Nowhere is this clearer than in both stories endings. In The Omega Men, after Kyle tries desperately to convince everyone that there is a better way to deal with this than just killing the bad guy and succeeding with almost everyone, the Princess cuts off the villain’s head, “winning” the war. Disillusioned, Kyle returns to Earth and is debriefed by some member of the government about what’s happened since he left Vega. To keep it short, everything’s gotten bad, if not worse than before. Some have fallen because of the power they wield while others are on the run because of what they did for the greater good.

Indeed, the general tries to frame the war as a battle with a literal evil empire as part of his pitch to Kyle to be on his side in the next war. While this statement is true in that the Viceroy was involved in massive genocide as well as general fascist tendencies, the statement that he led an evil empire is to simplify the war Kyle just fought in order to make joining the next one much simpler. It ignores the people who fought on both sides being anything more than slabs of meat to be thrown at one another, as if being a star war makes the war any less horrific. That the people holding a gun at your face aren’t as afraid to shoot at you as you are at them. [FOOTNOTE: For more on “The Enemy,” see The World Haters.]

It is perhaps fitting that Kyle’s response is to reject the notion of the enemy and the ally, of Us and Them, of, to use his words, the savage and the civilized. In effect, he keeps the same perspective he had at the start of the story: the world is more complicated than just goodies and baddies. People are people in the end and he is one of them. But the invocation here, in this final moment, on the eve of yet another sodding war, sparks an edge of rebellion.

But Red Eyes are the Sign of Hell Chase After the Killing Squad! offers a bonfire. When the dust settles and everyone’s dead, it’s revealed that the person behind the titular Killing Squad was an arms merchant who has been prolonging the war by kidnapping veterans and brainwashing them into being emotionless killers who will not stop. They do not feel pain, do not want for food, lack any mercy or empathy. They are the perfect soldier, the terminator of worlds. [FOOTNOTE: As an aside, there’s an interest in the series with the Terminator. In the second episode of the OVA series, No Thanks! No Need For a Halloween Party, taking the piss out of the famous robot by having it bum around the City it’s in while still being demonstrating its status as a threat. Affair of Nolandia, the first Dirty Pair film, has its Terminator analogue as a massive threat and a physical representation of the cruelty the corporation at the heart of the story does to gain power. And What?! The Boy in the Mansion is a Terminator, the penultimate episode of the original series, used its Terminator analogue as a metaphor for how loss can bring good people to do bad things.] One who will follow orders no matter what, even if it means killing a child.

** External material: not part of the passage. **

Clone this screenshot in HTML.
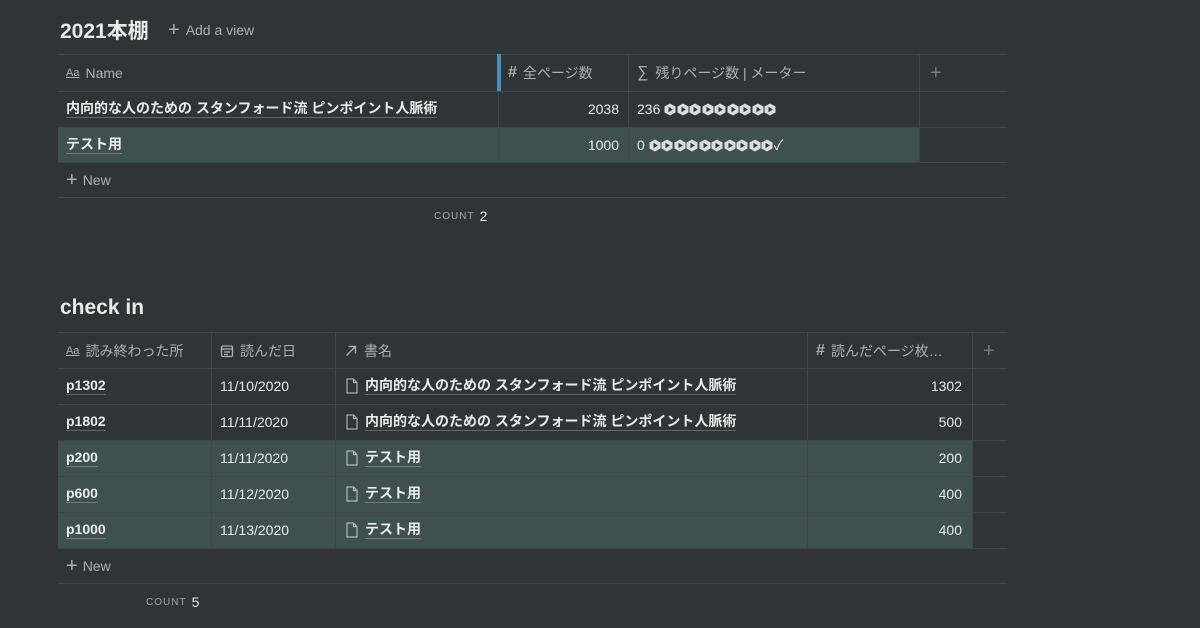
<!DOCTYPE html>
<html><head><meta charset="utf-8"><style>
body{margin:0;width:1200px;height:628px;background:#2f3437;font-family:"Liberation Sans","Noto Sans CJK JP",sans-serif;color:rgba(255,255,255,.9);position:relative;overflow:hidden}
.a{position:absolute;white-space:nowrap;display:flex;align-items:center;height:36px}
.h{height:1px;background:#40454a;position:absolute}
.v{width:1px;background:#40454a;position:absolute}
.hl{position:absolute;background:#3f5050}
.hd{color:rgba(255,255,255,.6);font-size:14px}
.c{font-size:14px}
.b{font-weight:bold;font-size:14px}
.u{border-bottom:1px solid rgba(255,255,255,.25);line-height:17px}
.cnt{font-size:10px;letter-spacing:1px;color:rgba(255,255,255,.55)}
.cnt b{font-size:14px;letter-spacing:0;color:rgba(255,255,255,.9);font-weight:normal;margin-left:5px}
.r{justify-content:flex-end}
svg{flex:none}
.ic{margin-right:6px}
.m{display:inline-block;width:12px;height:13px;margin-right:0.5px}
</style></head><body>
<svg width="0" height="0" style="position:absolute"><defs><symbol id="p" viewBox="0 0 12 13"><path d="M6 .5L11.5 3.5V9.5L6 12.5L.5 9.5V3.5Z" fill="#d8dcdc"/><path d="M4.5 3.8L8.8 6.5L4.5 9.2Z" fill="#2f3437"/></symbol></defs></svg>
<div class="a" style="left:60px;top:12px;font-size:21px;font-weight:bold">2021本棚</div>
<div class="a hd" style="left:168px;top:12px"><span style="font-size:20px;margin-right:6px;font-weight:300">+</span>Add a view</div>

<div class="hl" style="left:58px;top:127px;width:861px;height:35px"></div>
<div class="h" style="left:58px;top:54px;width:949px"></div>
<div class="h" style="left:58px;top:91px;width:949px"></div>
<div class="h" style="left:58px;top:127px;width:949px"></div>
<div class="h" style="left:58px;top:162px;width:949px"></div>
<div class="h" style="left:58px;top:197px;width:949px"></div>
<div class="v" style="left:498px;top:54px;height:108px"></div>
<div class="a" style="left:497px;top:54px;width:4px;height:37px;background:#4a8fc0"></div>
<div class="v" style="left:628px;top:54px;height:108px"></div>
<div class="v" style="left:919px;top:54px;height:108px"></div>
<div class="a hd" style="left:66px;top:55px"><span style="font-size:11px;text-decoration:underline;margin-right:6px">Aa</span>Name</div>
<div class="a hd" style="left:508px;top:55px"><span style="font-size:16px;font-weight:bold;margin-right:6px">#</span>全ページ数</div>
<div class="a hd" style="left:637px;top:55px"><span style="font-size:16px;margin-right:7px">∑</span>残りページ数 | メーター</div>
<div class="a hd" style="left:930px;top:55px;font-size:20px;color:rgba(255,255,255,.35)">+</div>
<div class="a b" style="left:66px;top:91px"><span class="u">内向的な人のための スタンフォード流 ピンポイント人脈術</span></div>
<div class="a c r" style="left:540px;top:91px;width:79px">2038</div>
<div class="a c" style="left:637px;top:91px">236&nbsp;<svg class="m"><use href="#p"/></svg><svg class="m"><use href="#p"/></svg><svg class="m"><use href="#p"/></svg><svg class="m"><use href="#p"/></svg><svg class="m"><use href="#p"/></svg><svg class="m"><use href="#p"/></svg><svg class="m"><use href="#p"/></svg><svg class="m"><use href="#p"/></svg><svg class="m"><use href="#p"/></svg></div>
<div class="a b" style="left:66px;top:127px"><span class="u">テスト用</span></div>
<div class="a c r" style="left:540px;top:127px;width:79px">1000</div>
<div class="a c" style="left:637px;top:127px">0&nbsp;<svg class="m"><use href="#p"/></svg><svg class="m"><use href="#p"/></svg><svg class="m"><use href="#p"/></svg><svg class="m"><use href="#p"/></svg><svg class="m"><use href="#p"/></svg><svg class="m"><use href="#p"/></svg><svg class="m"><use href="#p"/></svg><svg class="m"><use href="#p"/></svg><svg class="m"><use href="#p"/></svg><svg class="m"><use href="#p"/></svg>✓</div>
<div class="a hd" style="left:66px;top:162px"><span style="font-size:20px;margin-right:5px;font-weight:300">+</span>New</div>
<div class="a cnt" style="left:434px;top:198px">COUNT<b>2</b></div>

<div class="a" style="left:60px;top:290px;font-size:21px;font-weight:bold">check in</div>
<div class="hl" style="left:58px;top:440px;width:914px;height:108px"></div>
<div class="h" style="left:58px;top:332px;width:949px"></div>
<div class="h" style="left:58px;top:368px;width:949px"></div>
<div class="h" style="left:58px;top:404px;width:949px"></div>
<div class="h" style="left:58px;top:440px;width:949px"></div>
<div class="h" style="left:58px;top:476px;width:949px"></div>
<div class="h" style="left:58px;top:512px;width:949px"></div>
<div class="h" style="left:58px;top:548px;width:949px"></div>
<div class="h" style="left:58px;top:583px;width:949px"></div>
<div class="v" style="left:211px;top:332px;height:216px"></div>
<div class="v" style="left:335px;top:332px;height:216px"></div>
<div class="v" style="left:807px;top:332px;height:216px"></div>
<div class="v" style="left:972px;top:332px;height:216px"></div>
<div class="a hd" style="left:66px;top:333px"><span style="font-size:11px;text-decoration:underline;margin-right:6px">Aa</span>読み終わった所</div>
<div class="a hd" style="left:220px;top:333px"><svg class="ic" width="14" height="14" viewBox="0 0 14 14" fill="none" stroke="rgba(255,255,255,.6)" stroke-width="1.3"><rect x="1.5" y="2" width="11" height="10.5" rx="1.5"/><path d="M1.5 5h11M4 8h6M4 10.5h4"/></svg>読んだ日</div>
<div class="a hd" style="left:344px;top:333px"><svg class="ic" width="14" height="14" viewBox="0 0 14 14" fill="none" stroke="rgba(255,255,255,.6)" stroke-width="1.4"><path d="M2.5 11.5l9-9M4.5 2.5h7v7"/></svg>書名</div>
<div class="a hd" style="left:816px;top:333px"><span style="font-size:16px;font-weight:bold;margin-right:6px">#</span>読んだページ枚…</div>
<div class="a hd" style="left:983px;top:333px;font-size:20px;color:rgba(255,255,255,.35)">+</div>

<div class="a b" style="left:66px;top:368px"><span class="u">p1302</span></div>
<div class="a c" style="left:220px;top:368px">11/10/2020</div>
<div class="a b" style="left:345px;top:368px"><svg class="ic" width="14" height="16" viewBox="0 0 14 16" fill="none" stroke="rgba(255,255,255,.6)" stroke-width="1.2"><path d="M2 1h6.5L12 4.5V15H2z M8.5 1v3.5H12"/></svg><span class="u">内向的な人のための スタンフォード流 ピンポイント人脈術</span></div>
<div class="a c r" style="left:880px;top:368px;width:82px">1302</div>

<div class="a b" style="left:66px;top:404px"><span class="u">p1802</span></div>
<div class="a c" style="left:220px;top:404px">11/11/2020</div>
<div class="a b" style="left:345px;top:404px"><svg class="ic" width="14" height="16" viewBox="0 0 14 16" fill="none" stroke="rgba(255,255,255,.6)" stroke-width="1.2"><path d="M2 1h6.5L12 4.5V15H2z M8.5 1v3.5H12"/></svg><span class="u">内向的な人のための スタンフォード流 ピンポイント人脈術</span></div>
<div class="a c r" style="left:880px;top:404px;width:82px">500</div>

<div class="a b" style="left:66px;top:440px"><span class="u">p200</span></div>
<div class="a c" style="left:220px;top:440px">11/11/2020</div>
<div class="a b" style="left:345px;top:440px"><svg class="ic" width="14" height="16" viewBox="0 0 14 16" fill="none" stroke="rgba(255,255,255,.6)" stroke-width="1.2"><path d="M2 1h6.5L12 4.5V15H2z M8.5 1v3.5H12"/></svg><span class="u">テスト用</span></div>
<div class="a c r" style="left:880px;top:440px;width:82px">200</div>

<div class="a b" style="left:66px;top:476px"><span class="u">p600</span></div>
<div class="a c" style="left:220px;top:476px">11/12/2020</div>
<div class="a b" style="left:345px;top:476px"><svg class="ic" width="14" height="16" viewBox="0 0 14 16" fill="none" stroke="rgba(255,255,255,.6)" stroke-width="1.2"><path d="M2 1h6.5L12 4.5V15H2z M8.5 1v3.5H12"/></svg><span class="u">テスト用</span></div>
<div class="a c r" style="left:880px;top:476px;width:82px">400</div>

<div class="a b" style="left:66px;top:512px"><span class="u">p1000</span></div>
<div class="a c" style="left:220px;top:512px">11/13/2020</div>
<div class="a b" style="left:345px;top:512px"><svg class="ic" width="14" height="16" viewBox="0 0 14 16" fill="none" stroke="rgba(255,255,255,.6)" stroke-width="1.2"><path d="M2 1h6.5L12 4.5V15H2z M8.5 1v3.5H12"/></svg><span class="u">テスト用</span></div>
<div class="a c r" style="left:880px;top:512px;width:82px">400</div>

<div class="a hd" style="left:66px;top:548px"><span style="font-size:20px;margin-right:5px;font-weight:300">+</span>New</div>
<div class="a cnt" style="left:146px;top:584px">COUNT<b>5</b></div>
</body></html>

In truth though, there’s not much difference between these kidnapped men and a typical soldier. As Morrison notes, most people didn’t volunteer to fight in WWII. “People,” Morrison said, “are afraid when a guy says to you “Mr. Morrison, we’ve got a war here, and you’re a person we want to fight for us – will you please come and fight for us?  If you don’t come, you’ll get a fine, or you’ll be put in prison.  You’ll maybe get ten years.  We might even shoot you.”   I think it’s easier without the Emergency Powers, like they had during the war, to protest, but in this country, despite all the talk, we don’t protest easy.  We allow a £10 fine to deter us.  But with a ten years prison sentence, or a prison sentence that’s indefinite, like some of the COs got – a year in prison, ready to come out, give them another year – that kind of thing, and pile it on, I would suggest that’s more of a deterrent than the fear of possibly dying.  It was the threat that they knew, rather than the one they didn’t.  Take it from me, if Churchill instead of his Blood, Sweat and Tears thing had said “Any man or woman in the forces who would like to give it all up and go home, can” – he wouldnae have got the microphone out his mouth before he’d been trampled to death in the rush.  That’s a fact.” (Grafton, Looking Back) Really, the only significant difference is that these men were kidnapped and brainwashed with machines rather than coerced and indoctrinated.

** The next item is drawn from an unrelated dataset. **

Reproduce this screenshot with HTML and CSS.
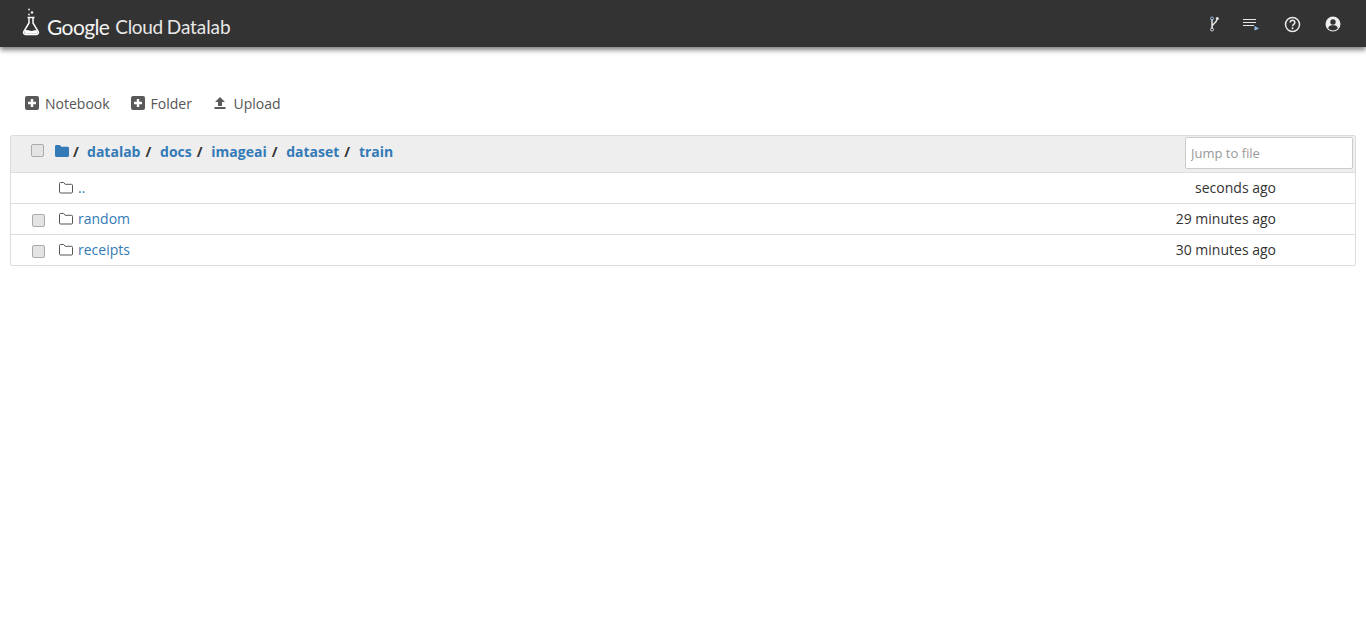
FILE: index.html
```html
<!DOCTYPE html>
<html lang="en">
<head>
<meta charset="utf-8">
<title>Google Cloud Datalab</title>
<link rel="stylesheet" href="styles.css">
</head>
<body>
<header class="topbar">
  <div class="brand">
    <svg class="flask" width="18" height="28" viewBox="0 0 18 28" fill="none">
      <circle cx="7" cy="1.500" r="1" fill="#ddd"/>
      <circle cx="10" cy="4.500" r="1.300" fill="#eee"/>
      <circle cx="7" cy="6.500" r="1" fill="#ddd"/>
      <path d="M5.500 9.500h7M7 9.500v5.500L1.800 23.500c-.7 1.300 0 3 1.700 3h11c1.700 0 2.400-1.700 1.700-3L11 15V9.500" stroke="#fff" stroke-width="1.500"/>
      <path d="M3 22.500c2.500-1.200 4.500 .4 6.500 .4s3.500-.9 5.500-.4l1 3.200H2.200z" fill="#fff"/>
    </svg>
    <span class="brand-google">Google</span>
    <span class="brand-rest">Cloud</span>
    <span class="brand-rest brand-last">Datalab</span>
  </div>
  <nav class="top-icons">
    <svg class="git-icon" width="14" height="16" viewBox="0 0 14 16" fill="none">
      <path d="M5 3v10M5 11c0-3.500 4.500-3.500 5-8" stroke="#e6e6e6" stroke-width="1.500"/>
      <circle cx="5" cy="2.500" r="1.500" stroke="#9cc3e6" stroke-width="1"/>
      <circle cx="5" cy="13.500" r="1.500" stroke="#cfd8df" stroke-width="1"/>
      <circle cx="10.300" cy="2.500" r="1.500" fill="#e6e6e6"/>
    </svg>
    <svg class="list-icon" width="18" height="14" viewBox="0 0 18 14" fill="none">
      <path d="M1 2.500h13M1 5.500h13M1 8.500h11" stroke="#e6e6e6" stroke-width="1"/>
      <path d="M12.500 9v4.500l4.500-2z" fill="#8fc0ea"/>
    </svg>
    <svg width="17" height="17" viewBox="0 0 17 17" fill="none">
      <circle cx="8.500" cy="8.500" r="7" stroke="#eaeaea" stroke-width="1.500"/>
      <path d="M6.200 6.600c.1-3 4.700-3 4.700-.1 0 1.800-2.400 1.800-2.400 3.700" stroke="#eaeaea" stroke-width="1.500"/>
      <circle cx="8.500" cy="12.200" r="1" fill="#eaeaea"/>
    </svg>
    <svg width="16" height="16" viewBox="0 0 16 16">
      <circle cx="8" cy="8" r="7.500" fill="#eee"/>
      <circle cx="8" cy="6" r="2.700" fill="#333"/>
      <path d="M3.200 12.500c.5-2.800 2.700-3.300 4.800-3.300s4.300.5 4.800 3.300a6.500 6.500 0 0 1-9.600 0z" fill="#333"/>
    </svg>
  </nav>
</header>

<main class="content">
  <div class="toolbar">
    <button class="tool">
      <svg class="tool-icon" width="14" height="14" viewBox="0 0 14 14"><rect width="14" height="14" rx="2" fill="#595959"/><path d="M7 3v8M3 7h8" stroke="#fff" stroke-width="2.400"/></svg>
      Notebook
    </button>
    <button class="tool">
      <svg class="tool-icon" width="14" height="14" viewBox="0 0 14 14"><rect width="14" height="14" rx="2" fill="#595959"/><path d="M7 3v8M3 7h8" stroke="#fff" stroke-width="2.400"/></svg>
      Folder
    </button>
    <button class="tool">
      <svg class="tool-icon upload" width="14" height="14" viewBox="0 0 14 14"><path d="M7 1l5 5H9v4H5V6H2zM1.500 11h11v2h-11z" fill="#595959"/></svg>
      Upload
    </button>
  </div>

  <section class="list">
    <div class="list-head">
      <input class="check head-check" type="checkbox">
      <svg class="head-folder" width="14" height="12" viewBox="0 0 14 12"><path d="M1.500 0h3.300l1.500 1.800h6.200c.8 0 1.500.7 1.500 1.500v7.200c0 .8-.7 1.500-1.500 1.500h-11C.7 12 0 11.300 0 10.500v-9C0 .7.700 0 1.500 0z" fill="#337ab7"/></svg>
      <div class="crumbs">
        <span class="sep sep-root">/</span>
        <a class="crumb">datalab</a><span class="sep">/</span>
        <a class="crumb">docs</a><span class="sep">/</span>
        <a class="crumb">imageai</a><span class="sep">/</span>
        <a class="crumb">dataset</a><span class="sep">/</span>
        <a class="crumb">train</a>
      </div>
      <input class="jump" type="text" placeholder="Jump to file">
    </div>
    <div class="row">
      <span class="check-slot"></span>
      <svg class="row-folder" width="14" height="12" viewBox="0 0 14 12" fill="none"><path d="M1.500.5h3.200l1.500 1.800h6.300c.6 0 1 .4 1 1v6.700c0 .6-.4 1-1 1h-11c-.6 0-1-.4-1-1v-8.500c0-.6.400-1 1-1z" stroke="#555"/></svg>
      <a class="name">..</a>
      <span class="time">seconds ago</span>
    </div>
    <div class="row">
      <span class="check-slot"><input class="check" type="checkbox"></span>
      <svg class="row-folder" width="14" height="12" viewBox="0 0 14 12" fill="none"><path d="M1.500.5h3.200l1.500 1.800h6.300c.6 0 1 .4 1 1v6.700c0 .6-.4 1-1 1h-11c-.6 0-1-.4-1-1v-8.500c0-.6.400-1 1-1z" stroke="#555"/></svg>
      <a class="name">random</a>
      <span class="time">29 minutes ago</span>
    </div>
    <div class="row">
      <span class="check-slot"><input class="check" type="checkbox"></span>
      <svg class="row-folder" width="14" height="12" viewBox="0 0 14 12" fill="none"><path d="M1.500.5h3.200l1.500 1.800h6.300c.6 0 1 .4 1 1v6.700c0 .6-.4 1-1 1h-11c-.6 0-1-.4-1-1v-8.500c0-.6.400-1 1-1z" stroke="#555"/></svg>
      <a class="name">receipts</a>
      <span class="time">30 minutes ago</span>
    </div>
  </section>
</main>
</body>
</html>
```

FILE: styles.css
```css
* { box-sizing: border-box; }

html, body {
  margin: 0;
  height: 100%;
  background: #fff;
  overflow: hidden;
}

body {
  font-family: "Open Sans", "Noto Sans", sans-serif;
  font-size: 14px;
  line-height: 20px;
  color: #333;
}

.topbar {
  height: 47px;
  background: #333;
  box-shadow: 0 3px 5px rgba(0, 0, 0, .5);
  display: flex;
  align-items: center;
  justify-content: space-between;
  padding: 0 25px 0 22px;
}

.brand {
  display: flex;
  align-items: center;
  color: #eee;
  height: 47px;
}

.flask { margin: -3px 7px 0 0; }

.brand-google {
  font-family: Lato, sans-serif;
  font-size: 21px;
  font-weight: 400;
  letter-spacing: -.6px;
  color: #f4f4f4;
  margin: 6px 6px 0 0;
}

.brand-rest {
  font-family: Lato, sans-serif;
  font-size: 19px;
  font-weight: 400;
  color: #e8e8e8;
  letter-spacing: -.35px;
  margin: 6px 4px 0 0;
}

.brand-last { margin-right: 0; letter-spacing: -.1px; }

.top-icons {
  display: flex;
  align-items: center;
  gap: 24px;
  margin-top: 1px;
}

.list-icon { margin-left: -3px; }

.content { padding: 47px 10px 0; }

.toolbar {
  display: flex;
  height: 20px;
  margin-bottom: 21px;
  padding-left: 15px;
  gap: 21px;
}

.tool {
  font: inherit;
  color: #555;
  background: none;
  border: 0;
  padding: 0;
  display: flex;
  align-items: center;
  gap: 6px;
}

.tool-icon { margin-top: -2px; }

.tool-icon.upload { margin-right: .5px; }

.list {
  border: 1px solid #ddd;
  border-radius: 2px;
}

.list-head {
  height: 37px;
  background: #eee;
  border-bottom: 1px solid #ddd;
  display: flex;
  align-items: center;
  padding: 0 2px 0 20px;
}

.check {
  appearance: none;
  width: 13px;
  height: 13px;
  margin: 2px 0 0;
  border: 1px solid #aaa;
  border-radius: 2px;
  background: #e4e4e4;
  display: block;
}

.head-check { margin: -8px 11px 0 0; }

.head-folder { margin-top: -6px; }

.crumbs {
  flex: 1;
  display: flex;
  font-weight: 700;
  margin-top: -5px;
}

.crumb { color: #337ab7; }

.sep { margin: 0 8.750px 0 5px; }

.sep-root { margin: 0 8.250px 0 4px; }

.jump {
  width: 168px;
  height: 32px;
  border: 1px solid #ccc;
  border-radius: 2px;
  background: #fff;
  padding: 0 5px;
  font: 13px "Open Sans", sans-serif;
  color: #333;
  margin-top: -3px;
}

.jump::placeholder { color: #999; opacity: 1; }

.row {
  height: 31px;
  display: flex;
  align-items: center;
  border-bottom: 1px solid #ddd;
  padding: 0 79px 0 21px;
}

.row:last-child { height: 30px; border-bottom: 0; }

.check-slot { width: 27px; }

.row-folder { margin: -1px 5px 0 0; }

.name { flex: 1; color: #337ab7; }

.time { color: #333; }
```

But this difference is enough to enrage the Lovely Angels and, as their name implies, they bring their wrath upon the war profiteer. And so, they kill him. Given the ambiguous nature of the ending and the nature of the series as a bunch of standalone episodes that don’t necessarily follow one from the other, it is plausible to say that the Lovely Angels died at the end. But they died taking down one arms merchant. One. There are other arms merchants like him out there. The idea of using other people like machines to kill other people for the sake of making a buck is not a new one. Indeed it’s the very foundation of war. None of these stories offer a means to escape from this cycle.

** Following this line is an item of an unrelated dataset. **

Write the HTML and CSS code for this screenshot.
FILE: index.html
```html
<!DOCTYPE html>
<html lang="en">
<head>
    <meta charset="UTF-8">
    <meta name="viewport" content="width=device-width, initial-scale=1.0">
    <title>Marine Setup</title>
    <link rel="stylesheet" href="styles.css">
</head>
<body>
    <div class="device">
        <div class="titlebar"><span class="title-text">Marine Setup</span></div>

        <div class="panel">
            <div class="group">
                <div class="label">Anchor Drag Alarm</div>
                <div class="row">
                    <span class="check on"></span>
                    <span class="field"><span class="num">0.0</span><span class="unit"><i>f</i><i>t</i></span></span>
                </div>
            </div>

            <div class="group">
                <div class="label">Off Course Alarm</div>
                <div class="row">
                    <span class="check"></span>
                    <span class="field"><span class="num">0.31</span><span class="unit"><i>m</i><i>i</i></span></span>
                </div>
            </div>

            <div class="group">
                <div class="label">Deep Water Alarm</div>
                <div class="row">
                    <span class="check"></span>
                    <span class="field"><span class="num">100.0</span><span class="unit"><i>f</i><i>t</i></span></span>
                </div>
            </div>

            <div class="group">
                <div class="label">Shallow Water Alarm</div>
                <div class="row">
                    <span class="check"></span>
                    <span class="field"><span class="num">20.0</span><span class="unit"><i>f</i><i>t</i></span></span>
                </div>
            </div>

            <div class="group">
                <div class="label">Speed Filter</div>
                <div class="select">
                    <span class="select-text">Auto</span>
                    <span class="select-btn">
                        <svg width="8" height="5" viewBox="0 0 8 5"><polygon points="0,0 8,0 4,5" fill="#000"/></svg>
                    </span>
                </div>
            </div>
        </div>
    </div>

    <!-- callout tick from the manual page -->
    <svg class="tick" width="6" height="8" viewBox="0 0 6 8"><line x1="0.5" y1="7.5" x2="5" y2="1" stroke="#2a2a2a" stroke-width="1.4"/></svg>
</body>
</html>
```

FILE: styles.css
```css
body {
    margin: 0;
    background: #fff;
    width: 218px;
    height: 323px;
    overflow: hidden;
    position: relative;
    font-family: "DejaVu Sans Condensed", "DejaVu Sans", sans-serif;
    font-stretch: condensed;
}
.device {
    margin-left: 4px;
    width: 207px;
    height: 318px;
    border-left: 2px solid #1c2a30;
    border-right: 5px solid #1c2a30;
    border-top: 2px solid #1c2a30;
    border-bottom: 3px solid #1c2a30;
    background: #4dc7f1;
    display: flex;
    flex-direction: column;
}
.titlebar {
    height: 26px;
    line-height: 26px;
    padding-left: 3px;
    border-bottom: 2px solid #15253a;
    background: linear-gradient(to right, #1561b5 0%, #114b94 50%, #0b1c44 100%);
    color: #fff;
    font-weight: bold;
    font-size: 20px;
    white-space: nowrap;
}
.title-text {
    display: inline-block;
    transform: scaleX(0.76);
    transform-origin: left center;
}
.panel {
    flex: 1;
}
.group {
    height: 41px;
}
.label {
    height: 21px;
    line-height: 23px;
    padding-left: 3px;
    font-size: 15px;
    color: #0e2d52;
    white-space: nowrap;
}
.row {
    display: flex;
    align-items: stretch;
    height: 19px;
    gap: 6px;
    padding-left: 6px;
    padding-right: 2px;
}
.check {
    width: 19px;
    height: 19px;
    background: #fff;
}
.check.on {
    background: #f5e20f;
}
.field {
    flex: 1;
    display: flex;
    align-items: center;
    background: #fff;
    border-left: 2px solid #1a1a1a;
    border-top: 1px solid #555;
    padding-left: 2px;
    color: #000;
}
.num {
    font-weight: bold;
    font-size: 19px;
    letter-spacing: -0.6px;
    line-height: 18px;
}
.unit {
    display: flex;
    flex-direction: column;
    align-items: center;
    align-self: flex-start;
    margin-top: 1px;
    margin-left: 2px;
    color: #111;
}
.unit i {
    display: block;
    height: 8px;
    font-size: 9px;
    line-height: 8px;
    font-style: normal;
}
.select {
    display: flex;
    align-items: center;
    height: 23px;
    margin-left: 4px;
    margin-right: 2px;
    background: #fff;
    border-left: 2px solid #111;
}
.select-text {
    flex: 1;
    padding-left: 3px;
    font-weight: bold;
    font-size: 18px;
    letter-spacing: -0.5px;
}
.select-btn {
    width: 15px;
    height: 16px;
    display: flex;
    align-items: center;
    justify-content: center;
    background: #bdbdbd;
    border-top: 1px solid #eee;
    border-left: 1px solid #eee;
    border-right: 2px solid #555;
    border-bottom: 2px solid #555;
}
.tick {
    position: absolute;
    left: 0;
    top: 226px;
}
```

Is this the best we can hope for? To bend the knee to powers we know are monstrous and cruel because they wear the aesthetics of Utopia? That there needs to be cruelty in this universe because without it, we would be seen as weak and be consumed by the barbarians at the gates? That the only way to keep a Utopia afloat is for us to dance with the devil in the pale moonlight while the frozen mask just smiles? That the only acts of useful rebellion that are possible… merely a reference only we’ll get and the ability to take them down with us? Are we trapped forevermore in this binary cage we call Endless Wartime?